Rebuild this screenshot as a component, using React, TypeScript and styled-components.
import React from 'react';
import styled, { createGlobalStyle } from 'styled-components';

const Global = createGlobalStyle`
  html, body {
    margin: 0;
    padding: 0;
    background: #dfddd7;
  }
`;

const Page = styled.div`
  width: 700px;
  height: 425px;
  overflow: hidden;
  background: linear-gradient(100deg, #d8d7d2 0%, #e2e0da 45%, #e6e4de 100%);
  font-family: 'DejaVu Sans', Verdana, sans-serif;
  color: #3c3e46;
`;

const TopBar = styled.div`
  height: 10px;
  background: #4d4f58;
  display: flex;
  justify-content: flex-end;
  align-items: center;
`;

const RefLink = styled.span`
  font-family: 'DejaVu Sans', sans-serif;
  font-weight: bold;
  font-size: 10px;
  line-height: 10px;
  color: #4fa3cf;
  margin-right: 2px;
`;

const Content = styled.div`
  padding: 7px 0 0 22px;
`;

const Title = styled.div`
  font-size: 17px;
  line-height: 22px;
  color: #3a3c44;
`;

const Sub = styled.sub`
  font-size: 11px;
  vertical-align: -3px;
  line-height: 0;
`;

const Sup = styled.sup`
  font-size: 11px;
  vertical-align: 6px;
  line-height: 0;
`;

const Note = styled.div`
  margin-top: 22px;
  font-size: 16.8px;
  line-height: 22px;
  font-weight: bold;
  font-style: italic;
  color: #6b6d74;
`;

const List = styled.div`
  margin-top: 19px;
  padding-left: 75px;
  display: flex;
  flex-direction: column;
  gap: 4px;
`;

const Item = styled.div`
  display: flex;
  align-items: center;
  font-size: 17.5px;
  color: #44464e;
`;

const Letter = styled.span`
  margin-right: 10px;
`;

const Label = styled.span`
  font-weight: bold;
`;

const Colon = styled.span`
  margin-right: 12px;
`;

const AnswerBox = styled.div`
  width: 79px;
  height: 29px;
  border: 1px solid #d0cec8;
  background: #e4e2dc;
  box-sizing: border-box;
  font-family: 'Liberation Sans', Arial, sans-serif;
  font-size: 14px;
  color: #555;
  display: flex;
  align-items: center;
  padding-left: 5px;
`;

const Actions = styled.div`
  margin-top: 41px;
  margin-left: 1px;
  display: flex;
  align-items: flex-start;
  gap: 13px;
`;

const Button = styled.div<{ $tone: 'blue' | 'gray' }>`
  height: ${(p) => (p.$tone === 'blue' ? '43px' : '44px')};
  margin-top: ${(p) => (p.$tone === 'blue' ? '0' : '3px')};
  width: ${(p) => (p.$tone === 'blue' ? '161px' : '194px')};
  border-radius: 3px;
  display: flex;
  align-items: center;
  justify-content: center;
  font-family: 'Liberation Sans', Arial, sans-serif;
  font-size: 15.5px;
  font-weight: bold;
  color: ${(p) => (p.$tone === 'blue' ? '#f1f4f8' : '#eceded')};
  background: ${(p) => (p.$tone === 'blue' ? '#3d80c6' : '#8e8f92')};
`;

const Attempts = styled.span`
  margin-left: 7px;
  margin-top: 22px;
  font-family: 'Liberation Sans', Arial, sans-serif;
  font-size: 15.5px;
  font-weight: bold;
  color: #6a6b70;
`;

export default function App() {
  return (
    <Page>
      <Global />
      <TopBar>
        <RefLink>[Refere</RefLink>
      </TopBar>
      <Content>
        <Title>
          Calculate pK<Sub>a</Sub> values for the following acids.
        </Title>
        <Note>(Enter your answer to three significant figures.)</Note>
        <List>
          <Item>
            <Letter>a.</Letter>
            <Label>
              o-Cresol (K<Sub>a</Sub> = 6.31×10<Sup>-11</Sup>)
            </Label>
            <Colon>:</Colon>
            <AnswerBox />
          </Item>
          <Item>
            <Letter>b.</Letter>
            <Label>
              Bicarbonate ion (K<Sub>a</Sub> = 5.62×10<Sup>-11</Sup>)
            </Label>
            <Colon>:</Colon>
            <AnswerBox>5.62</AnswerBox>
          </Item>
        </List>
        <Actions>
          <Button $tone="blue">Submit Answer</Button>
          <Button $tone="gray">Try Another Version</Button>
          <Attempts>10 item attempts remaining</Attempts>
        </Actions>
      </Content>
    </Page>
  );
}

■ Problem details ■
Extract every line above exactly as it stands.

■ Written response ■
Rebuild this screenshot as a component, using React, TypeScript and styled-components.
import React from 'react';
import styled, { createGlobalStyle } from 'styled-components';

const Global = createGlobalStyle`
  html, body {
    margin: 0;
    padding: 0;
    background: #dfddd7;
  }
`;

const Page = styled.div`
  width: 700px;
  height: 425px;
  overflow: hidden;
  background: linear-gradient(100deg, #d8d7d2 0%, #e2e0da 45%, #e6e4de 100%);
  font-family: 'DejaVu Sans', Verdana, sans-serif;
  color: #3c3e46;
`;

const TopBar = styled.div`
  height: 10px;
  background: #4d4f58;
  display: flex;
  justify-content: flex-end;
  align-items: center;
`;

const RefLink = styled.span`
  font-family: 'DejaVu Sans', sans-serif;
  font-weight: bold;
  font-size: 10px;
  line-height: 10px;
  color: #4fa3cf;
  margin-right: 2px;
`;

const Content = styled.div`
  padding: 7px 0 0 22px;
`;

const Title = styled.div`
  font-size: 17px;
  line-height: 22px;
  color: #3a3c44;
`;

const Sub = styled.sub`
  font-size: 11px;
  vertical-align: -3px;
  line-height: 0;
`;

const Sup = styled.sup`
  font-size: 11px;
  vertical-align: 6px;
  line-height: 0;
`;

const Note = styled.div`
  margin-top: 22px;
  font-size: 16.8px;
  line-height: 22px;
  font-weight: bold;
  font-style: italic;
  color: #6b6d74;
`;

const List = styled.div`
  margin-top: 19px;
  padding-left: 75px;
  display: flex;
  flex-direction: column;
  gap: 4px;
`;

const Item = styled.div`
  display: flex;
  align-items: center;
  font-size: 17.5px;
  color: #44464e;
`;

const Letter = styled.span`
  margin-right: 10px;
`;

const Label = styled.span`
  font-weight: bold;
`;

const Colon = styled.span`
  margin-right: 12px;
`;

const AnswerBox = styled.div`
  width: 79px;
  height: 29px;
  border: 1px solid #d0cec8;
  background: #e4e2dc;
  box-sizing: border-box;
  font-family: 'Liberation Sans', Arial, sans-serif;
  font-size: 14px;
  color: #555;
  display: flex;
  align-items: center;
  padding-left: 5px;
`;

const Actions = styled.div`
  margin-top: 41px;
  margin-left: 1px;
  display: flex;
  align-items: flex-start;
  gap: 13px;
`;

const Button = styled.div<{ $tone: 'blue' | 'gray' }>`
  height: ${(p) => (p.$tone === 'blue' ? '43px' : '44px')};
  margin-top: ${(p) => (p.$tone === 'blue' ? '0' : '3px')};
  width: ${(p) => (p.$tone === 'blue' ? '161px' : '194px')};
  border-radius: 3px;
  display: flex;
  align-items: center;
  justify-content: center;
  font-family: 'Liberation Sans', Arial, sans-serif;
  font-size: 15.5px;
  font-weight: bold;
  color: ${(p) => (p.$tone === 'blue' ? '#f1f4f8' : '#eceded')};
  background: ${(p) => (p.$tone === 'blue' ? '#3d80c6' : '#8e8f92')};
`;

const Attempts = styled.span`
  margin-left: 7px;
  margin-top: 22px;
  font-family: 'Liberation Sans', Arial, sans-serif;
  font-size: 15.5px;
  font-weight: bold;
  color: #6a6b70;
`;

export default function App() {
  return (
    <Page>
      <Global />
      <TopBar>
        <RefLink>[Refere</RefLink>
      </TopBar>
      <Content>
        <Title>
          Calculate pK<Sub>a</Sub> values for the following acids.
        </Title>
        <Note>(Enter your answer to three significant figures.)</Note>
        <List>
          <Item>
            <Letter>a.</Letter>
            <Label>
              o-Cresol (K<Sub>a</Sub> = 6.31×10<Sup>-11</Sup>)
            </Label>
            <Colon>:</Colon>
            <AnswerBox />
          </Item>
          <Item>
            <Letter>b.</Letter>
            <Label>
              Bicarbonate ion (K<Sub>a</Sub> = 5.62×10<Sup>-11</Sup>)
            </Label>
            <Colon>:</Colon>
            <AnswerBox>5.62</AnswerBox>
          </Item>
        </List>
        <Actions>
          <Button $tone="blue">Submit Answer</Button>
          <Button $tone="gray">Try Another Version</Button>
          <Attempts>10 item attempts remaining</Attempts>
        </Actions>
      </Content>
    </Page>
  );
}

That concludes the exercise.